Originaire d’Oued Souf, le directeur jouirait, comme il l’aurait clamé, du soutien d’un membre très influent au sein du FLN et originaire de la même région que lui. Amar Saâdani ? Possible. En guise de bonne foi de ses affirmations, cet éminent professeur lance un défi à l’ENS “d’inviter, par exemple, M. Djabali, le directeur de la postgraduation, parti depuis des années en Arabie saoudite, à se présenter pour prouver son existence physique dans l’établissement”. “Ce qui paraît impossible connaissant la rigueur humiliante de ce pays qui confisque les passeports des enseignants embauchés dès leur entrée pendant toute la durée des séjours professionnels accordés”, dit-il.

Non seulement après vérification auprès de l’inspection de la Fonction publique qu’“ils ne sont pas signalés”, mais ils sont réintégrés dès leur retour et “les années comptabilisées dans l’avancement professionnel de la carrière”. “La réintégration de l’ENS est automatique dès le retour. Plus encore, cette désertion, officiellement admise par l’établissement public, a, comme bonus tacite, la comptabilisation des années d’absence au Golfe dans l’avancement professionnel des carrières d’enseignants, illégalement absents du territoire national pour exercice dans un pays tiers où se déroule une part importante de la durée légale de carrière”, dénonce ce professeur qui évoque le cas d’un enseignant répondant au nom de Balayat, parti comme maître de conférence et promu, après sept ans passés au Golfe, au rang de professeur.

“Les procédures administratives ‘masquées’ sont légalisées par le directeur qui procède, si une désapprobation se manifeste, au ‘vote interne à main levée’ du conseil de l’école, en général aligné par intérêt sur les propositions de la direction.”

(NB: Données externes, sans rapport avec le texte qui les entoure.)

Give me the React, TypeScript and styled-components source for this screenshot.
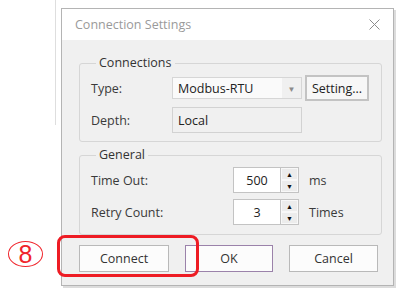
import { createGlobalStyle, styled } from 'styled-components';

const GlobalStyle = createGlobalStyle`
    html, body {
        margin: 0;
        padding: 0;
        background: #ffffff;
    }
    body {
        font-family: "Open Sans", "Liberation Sans", sans-serif;
        font-size: 12px;
        color: #333333;
    }
`;

const Page = styled.div`
    width: 400px;
    height: 290px;
    display: flex;
    flex-direction: row;
    overflow: hidden;
`;

const Side = styled.div`
    width: 61px;
    display: flex;
    flex-direction: column;
`;

const BackEdge = styled.div`
    width: 55px;
    height: 125px;
    border-right: 1px solid #dedede;
`;

const StepBadge = styled.span`
    margin: 116px 0 0 8px;
    width: 33px;
    height: 24px;
    border: 1.5px solid #f0252c;
    border-radius: 50%;
    color: #f0252c;
    font-family: "Liberation Sans", sans-serif;
    font-size: 25px;
    line-height: 24px;
    text-align: center;
`;

const Dialog = styled.div`
    margin-top: 8px;
    width: 331px;
    height: 276px;
    border: 1px solid #b4b4b4;
    box-shadow: 2px 2px 0 #dcdcdc;
    display: flex;
    flex-direction: column;
    background: #f0f0f0;
`;

const TitleBar = styled.div`
    height: 31px;
    background: #ffffff;
    display: flex;
    align-items: center;
    justify-content: space-between;
    padding: 0 13px 0 13px;
    color: #9a9a9a;
    font-size: 12.5px;
`;

const Body = styled.div`
    flex: 1;
    display: flex;
    flex-direction: column;
    padding: 15px 11px 0 17px;
`;

const Group = styled.fieldset<{ $gapTop?: number; $padBottom?: number }>`
    margin: ${p => p.$gapTop ?? 0}px 0 0 0;
    padding: 4px 10px ${p => p.$padBottom ?? 8}px 11px;
    border: 1px solid #d6d6d6;
    border-radius: 3px;
    display: flex;
    flex-direction: column;
    gap: 6px;
    min-width: 0;
`;

const Legend = styled.legend`
    padding: 0 3px;
    margin-left: 5px;
    font-size: 12.5px;
    line-height: 16px;
    color: #333333;
`;

const Row = styled.div`
    height: 26px;
    display: flex;
    align-items: center;
`;

const Label = styled.span<{ $w: number }>`
    width: ${p => p.$w}px;
    flex-shrink: 0;
    font-size: 12.5px;
    color: #3a3a3a;
`;

const Combo = styled.div`
    width: 128px;
    height: 20px;
    border: 1px solid #d6d6d6;
    background: #fafafa;
    display: flex;
    align-items: center;
    font-size: 12.5px;
    color: #222222;
`;

const ComboText = styled.span`
    flex: 1;
    padding-left: 5px;
`;

const ComboArrow = styled.span`
    width: 19px;
    height: 100%;
    background: #f0f0f0;
    color: #8a8a8a;
    font-size: 8px;
    display: flex;
    align-items: center;
    justify-content: center;
`;

const ReadOnlyBox = styled.div`
    width: 130px;
    height: 26px;
    box-sizing: border-box;
    border: 1px solid #d2d2d2;
    background: #f0f0f0;
    display: flex;
    align-items: center;
    padding-left: 5px;
    font-size: 12.5px;
    color: #222222;
`;

const Button = styled.button<{ $w: number; $h?: number; $focus?: boolean }>`
    width: ${p => p.$w}px;
    height: ${p => p.$h ?? 27}px;
    border: 1px solid ${p => (p.$focus ? '#9b82aa' : '#b9b9b9')};
    background: #fcfcfc;
    font-family: inherit;
    font-size: 12.5px;
    color: #333333;
    padding: 0;
    box-sizing: border-box;
`;

const SettingButton = styled(Button)`
    margin-left: 3px;
    border: 2px solid #c3c3c3;
    background: #f7f7f7;
    color: #222222;
`;

const Spin = styled.div`
    display: flex;
    height: 26px;
    border: 1px solid #c3c3c3;
    box-sizing: border-box;
    width: 66px;
`;

const SpinValue = styled.span`
    flex: 1;
    background: #ffffff;
    display: flex;
    align-items: center;
    justify-content: center;
    font-size: 12.5px;
    color: #222222;
`;

const SpinArrows = styled.div`
    width: 17px;
    display: flex;
    flex-direction: column;
    border-left: 1px solid #c3c3c3;
`;

const SpinArrow = styled.span`
    flex: 1;
    background: #ececec;
    border: 1px solid #f8f8f8;
    display: flex;
    align-items: center;
    justify-content: center;
    font-size: 7px;
    color: #111111;
`;

const Unit = styled.span`
    margin-left: 10px;
    font-size: 12.5px;
    color: #3a3a3a;
`;

const ButtonRow = styled.div`
    position: relative;
    margin-top: 10px;
    display: flex;
    gap: 16px;
`;

const Highlight = styled.div`
    position: absolute;
    left: -22px;
    top: -10px;
    width: 136px;
    height: 36px;
    border: 3px solid #ee1c24;
    border-radius: 8px;
    pointer-events: none;
`;

function SpinBox({ value }: { value: number }) {
    return (
        <Spin>
            <SpinValue>{value}</SpinValue>
            <SpinArrows>
                <SpinArrow>▲</SpinArrow>
                <SpinArrow>▼</SpinArrow>
            </SpinArrows>
        </Spin>
    );
}

export default function App() {
    return (
        <Page>
            <GlobalStyle />
            <Side>
                <BackEdge />
                <StepBadge>8</StepBadge>
            </Side>
            <Dialog>
                <TitleBar>
                    <span>Connection Settings</span>
                    <svg width="11" height="11" viewBox="0 0 11 11">
                        <path d="M0.5 0.5 L10.5 10.5 M10.5 0.5 L0.5 10.5" stroke="#8c8c8c" strokeWidth="1" />
                    </svg>
                </TitleBar>
                <Body>
                    <Group>
                        <Legend>Connections</Legend>
                        <Row>
                            <Label $w={81}>Type:</Label>
                            <Combo>
                                <ComboText>Modbus-RTU</ComboText>
                                <ComboArrow>▼</ComboArrow>
                            </Combo>
                            <SettingButton $w={64} $h={26}>Setting...</SettingButton>
                        </Row>
                        <Row>
                            <Label $w={81}>Depth:</Label>
                            <ReadOnlyBox>Local</ReadOnlyBox>
                        </Row>
                    </Group>
                    <Group $gapTop={5} $padBottom={9}>
                        <Legend>General</Legend>
                        <Row>
                            <Label $w={142}>Time Out:</Label>
                            <SpinBox value={500} />
                            <Unit>ms</Unit>
                        </Row>
                        <Row>
                            <Label $w={142}>Retry Count:</Label>
                            <SpinBox value={3} />
                            <Unit>Times</Unit>
                        </Row>
                    </Group>
                    <ButtonRow>
                        <Button $w={90}>Connect</Button>
                        <Button $w={88} $focus>OK</Button>
                        <Button $w={89}>Cancel</Button>
                        <Highlight />
                    </ButtonRow>
                </Body>
            </Dialog>
        </Page>
    );
}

Recrutés principalement en Arabie saoudite, via un site internet, ces enseignants, dont une liste partielle est citée dans le document, créent un “vide” qui impacte le fonctionnement. “(…) Il y a eu des déperditions, inévitables, par des non-retours d’étudiants boursiers. Mais des déperditions de professeurs pour la moitié de la carrière sous l’initiative discrétionnaire de leur établissement sont une dérive inquiétante par l’embauche via internet devenue à l’ENS un fléau contagieux. Son flux crée nécessairement un vide dont l’impact sur le fonctionnement est déjà visible dans l’encadrement des recherches de thèses et mémoires du ressort de professeurs”, observe notre source, qui soutient que “cette désertion serait qualifiée ailleurs d’abandons de postes, suivie de radiations et de recrutements de remplacement”. Il invite, en conclusion, les “autorités compétentes à intervenir pour stopper cette hémorragie des compétences punie par la loi”.

Reste que son “invitation” adressée au Premier ministère depuis décembre dernier n’a pas connu de rebondissements, pour l’heure, en raison visiblement “d’un blocage” sur “instigation d’un responsable au ministère de l’Enseignement supérieur et de la Recherche scientifique” qui a fait… l’ENS, selon une source proche de ce professeur émérite. D’après un enseignant, les services de sécurité ont été avisés et une enquête est en cours. Nous n’avons pas pu joindre le ministère de l’Enseignement supérieur et de la Recherche scientifique.